The effect of irbesartan on the mRNA expression of FSP1 and α-SMA. ^#P < 0.05 vs. NG. and *P < 0.05 vs. HG. NG: normal glucose. HG: high glucose. HI+Irb: high glucose + Irbesartan.

Figure 3

Western blot analysis of the effect of HG on the synthesis of FSP1 and α-SMA protein in HAECs. A: HAECs were grown in a culture medium that contained 5.5-30 mM glucose for 48 h. Mannitol was used as a control for hyperosmolarity. B: HAECs were incubated with HG (30 mM) for 0, 12, 24, and 48 h. (0 h: 0.04 ± 0.001, 12 h: 0.65 ± 0.04, 24 h: 0.98 ± 0.04, and 48 h: 1.22 ± 0.02; ^#P < 0.05 vs. the control). C: Western blot analysis of the effect of HG on the synthesis of α-SMA and FSP1 protein in HAECs. Values are means ± SD; ^#P < 0.01 vs. NG and * P < 0.05 vs. HG. NG: normal glucose. HG: high glucose. HI+Irb: high glucose + Irbesartan. Experiments were repeated three times. Irb: Irbesartan

Figure 4

Irbesartan inhibited the high glucose-induced EndMT in HAECs according to laser-scanning confocal microscopy. Representative immunofluorescence staining of CD31 (green) and FSP1 (red) were observed. A merging of both images reveals populations of cells acquired FSP1 expression and lost CD31 expression (arrows, B).
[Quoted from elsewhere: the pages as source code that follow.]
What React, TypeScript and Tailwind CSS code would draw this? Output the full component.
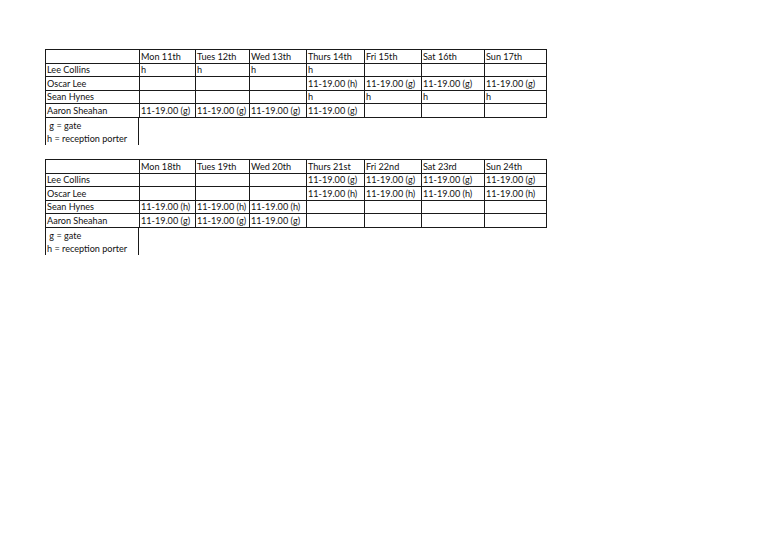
const widths = [94, 56, 54, 57, 58, 57, 63, 62];

type Week = {
  days: string[];
  rows: { name: string; cells: string[] }[];
};

const weeks: Week[] = [
  {
    days: ["Mon 11th", "Tues 12th", "Wed 13th", "Thurs 14th", "Fri 15th", "Sat 16th", "Sun 17th"],
    rows: [
      { name: "Lee Collins", cells: ["h", "h", "h", "h", "", "", ""] },
      { name: "Oscar Lee", cells: ["", "", "", "11-19.00 (h)", "11-19.00 (g)", "11-19.00 (g)", "11-19.00 (g)"] },
      { name: "Sean Hynes", cells: ["", "", "", "h", "h", "h", "h"] },
      { name: "Aaron Sheahan", cells: ["11-19.00 (g)", "11-19.00 (g)", "11-19.00 (g)", "11-19.00 (g)", "", "", ""] },
    ],
  },
  {
    days: ["Mon 18th", "Tues 19th", "Wed 20th", "Thurs 21st", "Fri 22nd", "Sat 23rd", "Sun 24th"],
    rows: [
      { name: "Lee Collins", cells: ["", "", "", "11-19.00 (g)", "11-19.00 (g)", "11-19.00 (g)", "11-19.00 (g)"] },
      { name: "Oscar Lee", cells: ["", "", "", "11-19.00 (h)", "11-19.00 (h)", "11-19.00 (h)", "11-19.00 (h)"] },
      { name: "Sean Hynes", cells: ["11-19.00 (h)", "11-19.00 (h)", "11-19.00 (h)", "", "", "", ""] },
      { name: "Aaron Sheahan", cells: ["11-19.00 (g)", "11-19.00 (g)", "11-19.00 (g)", "", "", "", ""] },
    ],
  },
];

const cell = "border border-[#1a1a1a] h-[13.6px] p-0 pl-px leading-[12px] align-bottom whitespace-nowrap overflow-hidden";

function WeekTable({ week }: { week: Week }) {
  return (
    <div>
      <table className="border-collapse table-fixed w-[502px]">
        <colgroup>
          {widths.map((w, i) => (
            <col key={i} style={{ width: w }} />
          ))}
        </colgroup>
        <tbody>
          <tr>
            <td className={cell}></td>
            {week.days.map((d) => (
              <td key={d} className={cell}>
                {d}
              </td>
            ))}
          </tr>
          {week.rows.map((r) => (
            <tr key={r.name}>
              <td className={cell}>{r.name}</td>
              {r.cells.map((c, i) => (
                <td key={i} className={cell}>
                  {c}
                </td>
              ))}
            </tr>
          ))}
        </tbody>
      </table>
      <div className="w-[94px] border-x border-[#1a1a1a] pl-px pt-px leading-[13.5px] h-[27px]">
        <div>&nbsp;g = gate</div>
        <div>h = reception porter</div>
      </div>
    </div>
  );
}

export default function App() {
  return (
    <div className="w-[768px] h-[543px] bg-white text-[#111] text-[9.1px] pl-[45px] pt-[49px] flex flex-col gap-[14px] font-['Lato',sans-serif]">
      {weeks.map((w, i) => (
        <WeekTable key={i} week={w} />
      ))}
    </div>
  );
}
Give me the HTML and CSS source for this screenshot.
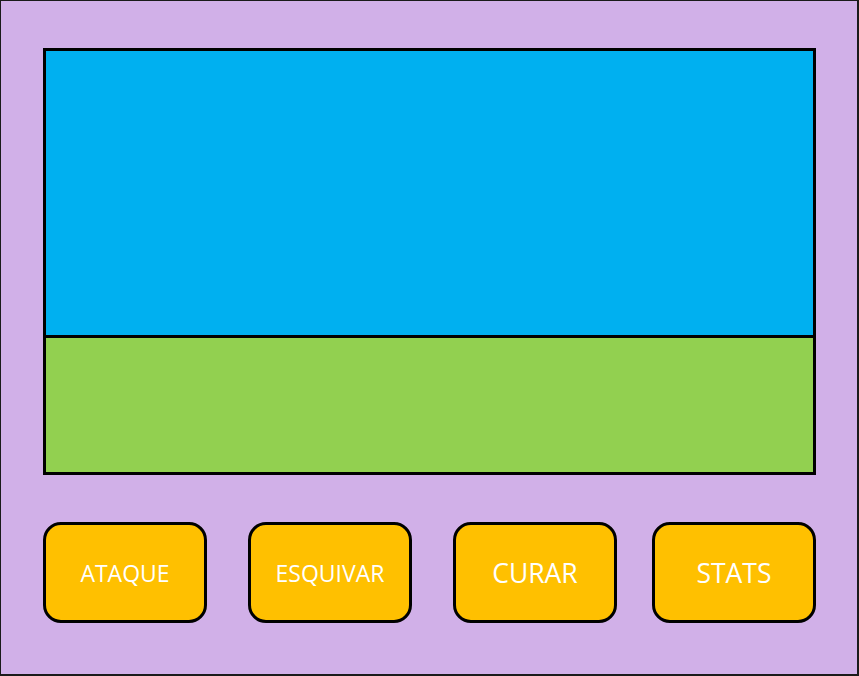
FILE: index.html
```html
<!DOCTYPE html>
<html>
<head>
<meta charset="utf-8">
<link rel="stylesheet" href="styles.css">
</head>
<body>
<div class="frame">
  <div class="screen">
    <div class="sky"></div>
    <div class="ground"></div>
  </div>
  <div class="actions">
    <div class="group">
      <button class="btn small">ATAQUE</button>
      <button class="btn small">ESQUIVAR</button>
      <button class="btn large">CURAR</button>
    </div>
    <button class="btn large">STATS</button>
  </div>
</div>
</body>
</html>
```
FILE: styles.css
```css
html, body {
  margin: 0;
  padding: 0;
}
.frame {
  box-sizing: border-box;
  width: 859px;
  height: 676px;
  background: #d1b0e8;
  border-style: solid;
  border-color: #1a1a1a;
  border-width: 1px 2px 2px 1px;
  padding: 47px 41px 0 42px;
  display: flex;
  flex-direction: column;
}
.screen {
  box-sizing: border-box;
  width: 773px;
  height: 427px;
  border: 3px solid #000;
  display: flex;
  flex-direction: column;
}
.sky {
  height: 284px;
  background: #00b0f0;
  border-bottom: 3px solid #000;
}
.ground {
  flex: 1;
  background: #92d050;
}
.actions {
  margin-top: 47px;
  width: 773px;
  display: flex;
  justify-content: space-between;
}
.group {
  display: flex;
  gap: 41px;
}
.btn {
  box-sizing: border-box;
  flex-shrink: 0;
  width: 164px;
  height: 101px;
  background: #ffc000;
  border: 3.5px solid #000;
  border-radius: 18px;
  color: #fff;
  font-family: "Open Sans", sans-serif;
  padding: 0;
  display: flex;
  align-items: center;
  justify-content: center;
}
.btn.small {
  font-size: 23px;
}
.btn.large {
  font-size: 26.5px;
}
```
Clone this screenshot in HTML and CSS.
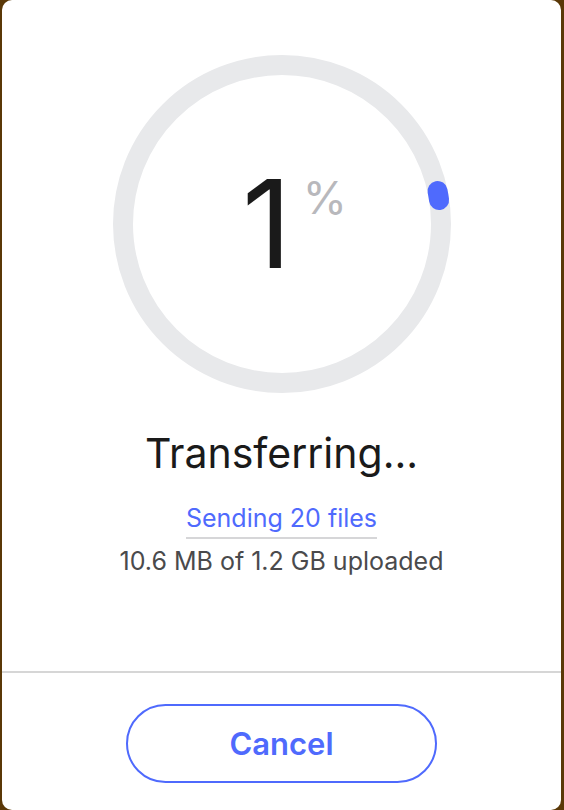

The administration of irbesartan reduced the number of co-localization of CD31 and FSP1 (C, P < 0.05). A: normal glucose as controls; B: Treated with HG (30 mM) for 48 h. C: Treated with HG (30 mM) + irbesartan (1 μM) for 48 h. Experiments were repeated three times. NG: normal glucose. HG: high glucose. HI+Irb: high glucose + Irbesartan.

Figure 5

Immunofluorescence staining of HAECs with CD31 in various groups. The Incubation of HAECs with high glucose (30 mM) for 48 h resulted in a fibroblast-like phenotype (B). Treatment with irbesartan could significantly prevent the morphological changes (C). NG: normal glucose. HG: high glucose. HI+Irb: high glucose + Irbesartan.

Figure 6

Cellular ultrastructure following HG treatment. Transmission electron microscopy depicts the change in cellular ultrastructure following HG (30 mM) exposure (magnification × 6,000). It can be seen that normal HAECs present with few microfilaments and a rough endoplasmic reticulum (A). After exposure to HG, microfilamentation and a swollen rough endoplasmic reticulum appeared in the cytoplasm (B). These changes were attenuated by treatment with irbesartan (C). 1 bar = 4 μm.